We had such high hopes for Renzi to become what Beth needed; under the tutelage of Holly, her trainer, things looked pretty good. She won all kinds of honors at the shows for young horses. One judge was particularly taken with her: “She trots like a fairy!” But something was always just a little bit off. Beth always remarked that life seemed “hard” for her. A little over a year ago her personality changed and her training stalled. Very long story, short, Renzi was found to have a severe infection that involved most of the right side of her sinuses. After two major surgeries failed to resolve the infection she remained unable to work and in constant pain. With no hope in sight Beth and the veterinarians made the only merciful decision they could, and Renzi was put down.

She took her last earthly breath in those same loving arms, at rest and at peace in the lap of her human.

Why am I still teary-eyed each time I think about this? Heck, I can barely see the screen right now. I don’t ride horses or particularly like anything horsey about hanging around Beth’s barn or the stables at a horse show. I like Beth. Why is my childhood friend so stricken by this as well? It’s possible he’s never seen a horse outside of an occasional glance at one on TV. With all of our other losses, the people we’ve lost and how we’ve lost them, what is it about this horse that has affected us so profoundly?

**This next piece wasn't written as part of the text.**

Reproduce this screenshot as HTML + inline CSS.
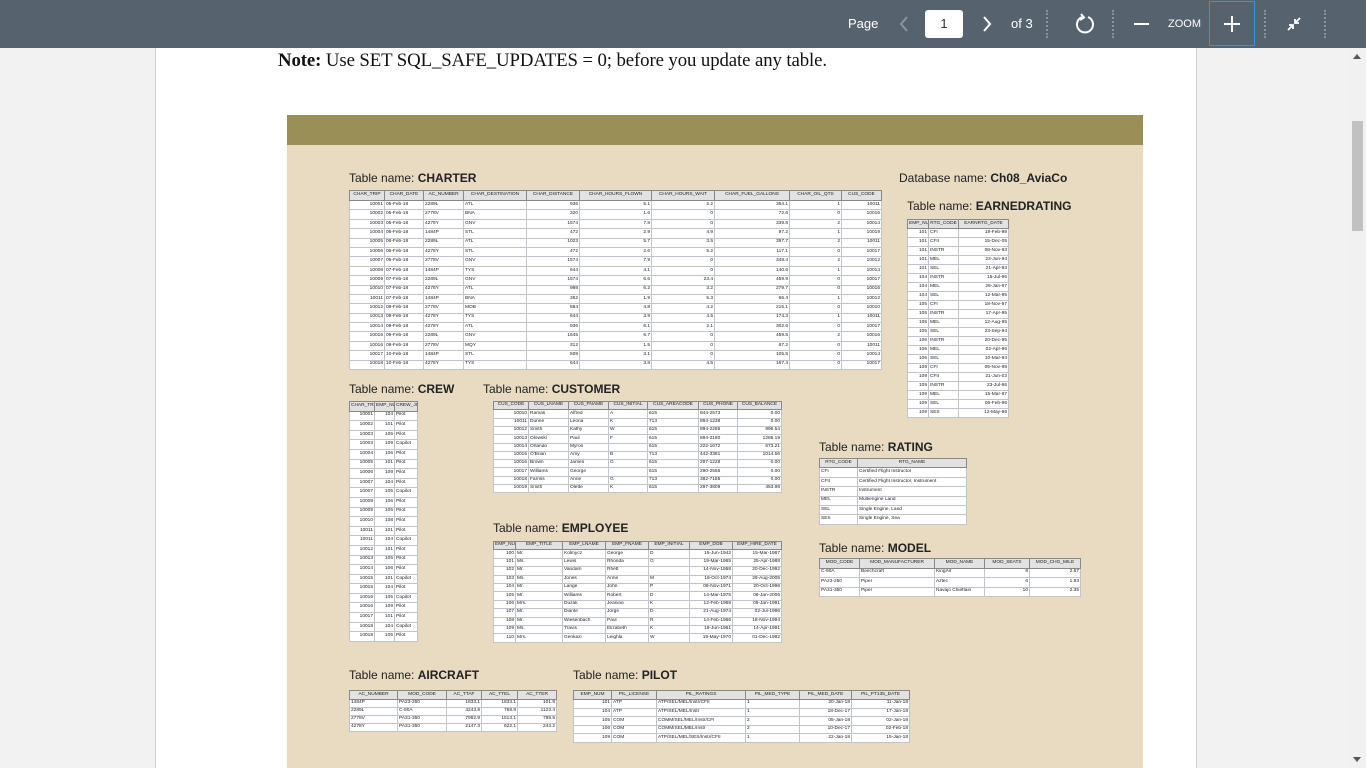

It’s not really about the horse, of course. It’s about Beth and how much Beth means to us. It’s about not getting a chance to help the people who died. For 2 years now there’s been something wrong with Renzi. Everything was just so hard. Stuff that once came easily–lessons, trailering, being groomed–all of a sudden was challenging. It seemed like there was something wrong, something that was hurting, but many months and multiple trips to the vet failed to shed light on her darkness. Beth suffered right along with her “little” girl, aching to find whatever it was that had changed her “fairy” into a tempest.

In the end it was all too much, wasn’t it? An infection too serious to be cured despite two major surgeries. Too much pain all day, every day in a beloved animal. One of our own, our Beth, suffering as well. She tried so hard. Each effort to save Renzi came up short. We all grieve not so much for a horse but for what that horse meant to one of our people. We shed tears for all the love that went into that horse. For how hard Beth had tried. All those people we lost, people we never got a chance to help.

Perhaps we cry for Renzi, and for Beth, because we feel the pain of their struggle. Because we wanted Beth to triumph. Because it is safer to cry for her, whether or not we knew her, than it is to let ourselves cry for all of the people we wanted so very badly to help but couldn’t.

Our little filly will forever trot like a fairy in our hearts.